Until then, I'm going to try reproducing on a cluster that is overloaded rather
than just highly stressed under the assumption this is related to high-load
scenarios.
> alter table add column not always propogating
> ---------------------------------------------
>
> Key: CASSANDRA-7186
> URL: https://issues.apache.org/jira/browse/CASSANDRA-7186
> Project: Cassandra
> Issue Type: Bug
> Reporter: Martin Meyer
> Assignee: Philip Thompson
> Fix For: 2.0.12
>
>
> I've been many times in Cassandra 2.0.6 that adding columns to existing
> tables seems to not fully propagate to our entire cluster. We add an extra
> column to various tables maybe 0-2 times a week, and so far many of these
> ALTERs have resulted in at least one node showing the old table description a
> pretty long time (~30 mins) after the original ALTER command was issued.
> We originally identified this issue when a connected clients would complain
> that a column it issued a SELECT for wasn't a known column, at which point we
> have to ask each node to describe the most recently altered table. One of
> them will not know about the newly added field. Issuing the original ALTER
> statement on that node makes everything work correctly.

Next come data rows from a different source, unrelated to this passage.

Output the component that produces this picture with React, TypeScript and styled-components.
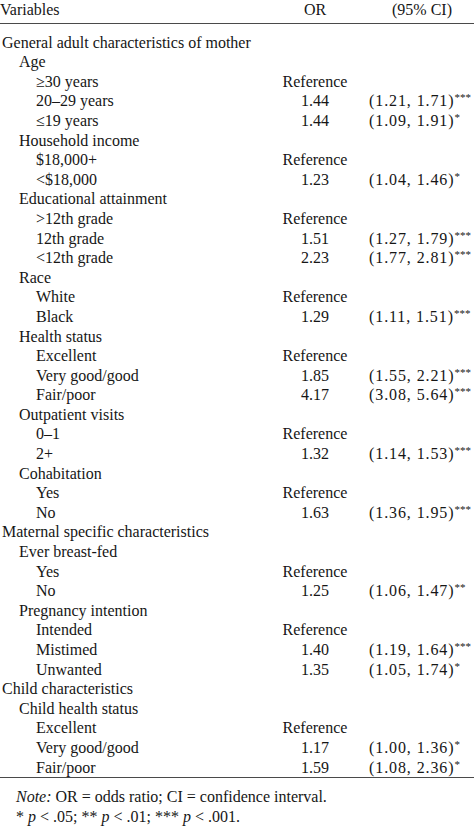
import React, { FC } from 'react'
import styled, { createGlobalStyle } from 'styled-components'

const GlobalStyle = createGlobalStyle`
    html, body {
        margin: 0;
        padding: 0;
        background: #ffffff;
    }
    body {
        font-family: "Liberation Serif", "Times New Roman", serif;
        font-size: 16px;
        color: #161616;
    }
`

const Table = styled.div`
    width: 474px;
    display: flex;
    flex-direction: column;
`

const Grid = styled.div`
    display: grid;
    grid-template-columns: 280px 70px 1fr;
    align-items: center;
    line-height: 19.6px;
    height: 19.6px;
    white-space: nowrap;
`

const Header = styled(Grid)`
    padding-bottom: 3px;
    border-bottom: 1.5px solid #4a4a4a;
`

const Body = styled.div`
    display: flex;
    flex-direction: column;
    padding: 9px 0 0;
    border-bottom: 1.5px solid #4a4a4a;
`

const Label = styled.div<{ $level: number }>`
    padding-left: ${p => 2 + p.$level * 17}px;
`

const HeadLabel = styled.div`
    padding-left: 0;
`

const Odds = styled.div`
    text-align: center;
`

const Interval = styled.div`
    padding-left: 19px;
    letter-spacing: 0.9px;
`

const HeadInterval = styled.div`
    padding-left: 20px;
    text-align: center;
`

const Stars = styled.span`
    font-size: 11px;
    letter-spacing: 0;
    vertical-align: 5px;
    line-height: 0;
`

const Notes = styled.div`
    display: flex;
    flex-direction: column;
    padding: 9px 0 0 16px;
    line-height: 19.6px;
`

const Em = styled.i`
    font-style: italic;
`

type Row = [number, string, string?, string?, string?]

const rows: Row[] = [
    [0, 'General adult characteristics of mother'],
    [1, 'Age'],
    [2, '≥30 years', 'Reference'],
    [2, '20–29 years', '1.44', '(1.21, 1.71)', '***'],
    [2, '≤19 years', '1.44', '(1.09, 1.91)', '*'],
    [1, 'Household income'],
    [2, '$18,000+', 'Reference'],
    [2, '<$18,000', '1.23', '(1.04, 1.46)', '*'],
    [1, 'Educational attainment'],
    [2, '>12th grade', 'Reference'],
    [2, '12th grade', '1.51', '(1.27, 1.79)', '***'],
    [2, '<12th grade', '2.23', '(1.77, 2.81)', '***'],
    [1, 'Race'],
    [2, 'White', 'Reference'],
    [2, 'Black', '1.29', '(1.11, 1.51)', '***'],
    [1, 'Health status'],
    [2, 'Excellent', 'Reference'],
    [2, 'Very good/good', '1.85', '(1.55, 2.21)', '***'],
    [2, 'Fair/poor', '4.17', '(3.08, 5.64)', '***'],
    [1, 'Outpatient visits'],
    [2, '0–1', 'Reference'],
    [2, '2+', '1.32', '(1.14, 1.53)', '***'],
    [1, 'Cohabitation'],
    [2, 'Yes', 'Reference'],
    [2, 'No', '1.63', '(1.36, 1.95)', '***'],
    [0, 'Maternal specific characteristics'],
    [1, 'Ever breast-fed'],
    [2, 'Yes', 'Reference'],
    [2, 'No', '1.25', '(1.06, 1.47)', '**'],
    [1, 'Pregnancy intention'],
    [2, 'Intended', 'Reference'],
    [2, 'Mistimed', '1.40', '(1.19, 1.64)', '***'],
    [2, 'Unwanted', '1.35', '(1.05, 1.74)', '*'],
    [0, 'Child characteristics'],
    [1, 'Child health status'],
    [2, 'Excellent', 'Reference'],
    [2, 'Very good/good', '1.17', '(1.00, 1.36)', '*'],
    [2, 'Fair/poor', '1.59', '(1.08, 2.36)', '*'],
]

const App: FC = () => {
    return (
        <Table>
            <GlobalStyle />
            <Header>
                <HeadLabel>Variables</HeadLabel>
                <Odds>OR</Odds>
                <HeadInterval>(95% CI)</HeadInterval>
            </Header>
            <Body>
                {rows.map(([level, label, or, ci, stars], i) => (
                    <Grid key={i}>
                        <Label $level={level}>{label}</Label>
                        <Odds>{or}</Odds>
                        <Interval>
                            {ci}
                            {stars && <Stars>{stars}</Stars>}
                        </Interval>
                    </Grid>
                ))}
            </Body>
            <Notes>
                <div>
                    <Em>Note:</Em> OR = odds ratio; CI = confidence interval.
                </div>
                <div>
                    * <Em>p</Em> &lt; .05; ** <Em>p</Em> &lt; .01; *** <Em>p</Em> &lt; .001.
                </div>
            </Notes>
        </Table>
    )
}

export default App
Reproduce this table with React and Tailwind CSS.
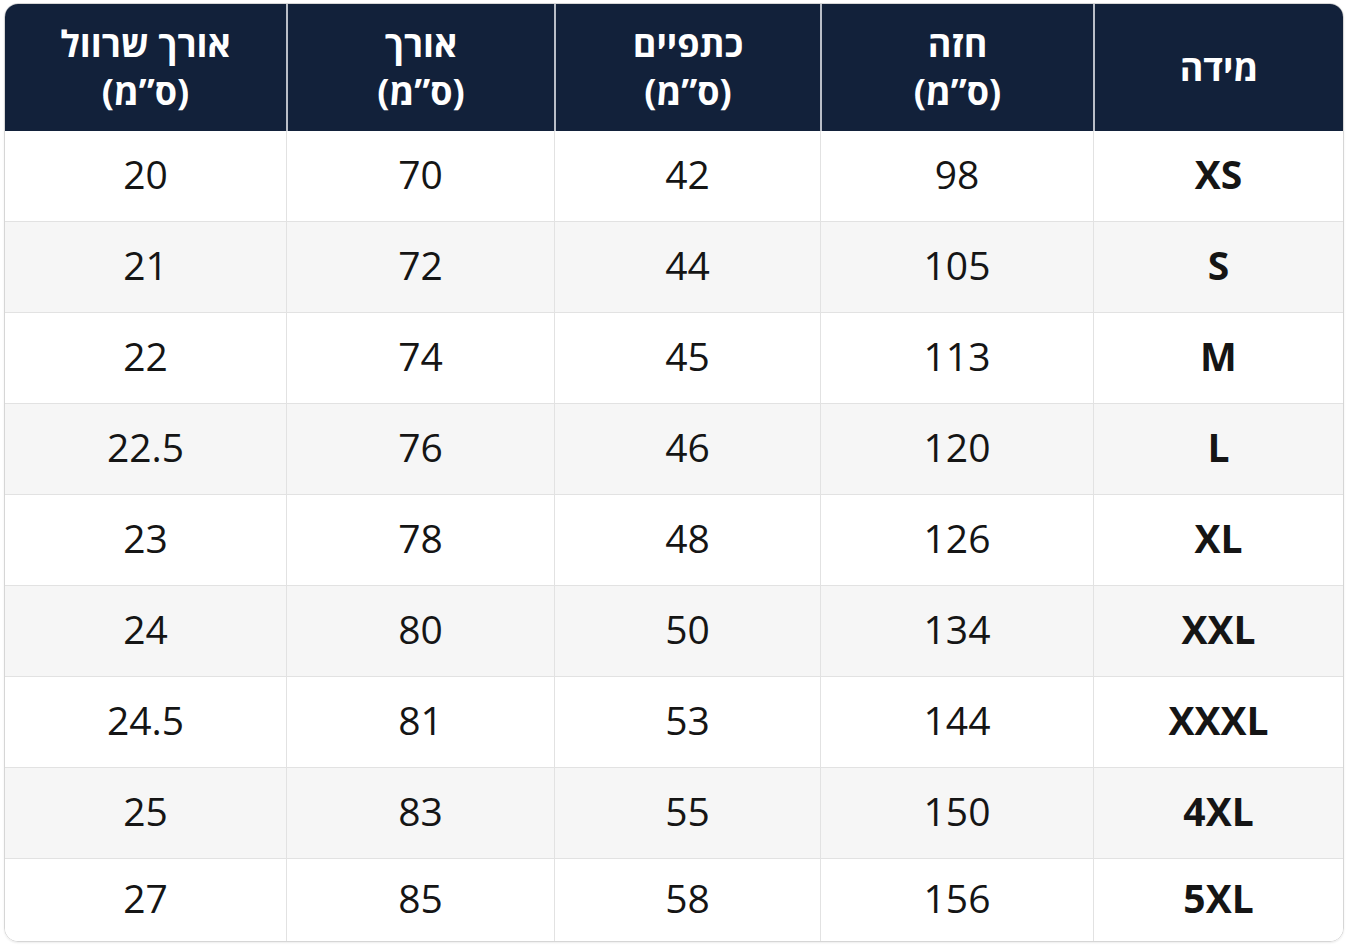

> We have seen this issue on multiple tables (we don't always alter the same
> one). It has affected various nodes in the cluster (not always the same one
> is not getting the mutation propagated). No new nodes have been added to the
> cluster recently. All nodes are homogenous (hardware and software), running
> 2.0.6. We don't see any particular errors or exceptions on the node that
> didn't get the schema update, only the later error from a Java client about
> asking for an unknown column in a SELECT. We have to check each node manually
> to find the offender. The tables he have seen this on are under fairly heavy
> read and write load, but we haven't altered any tables that are not, so that
> might not be important.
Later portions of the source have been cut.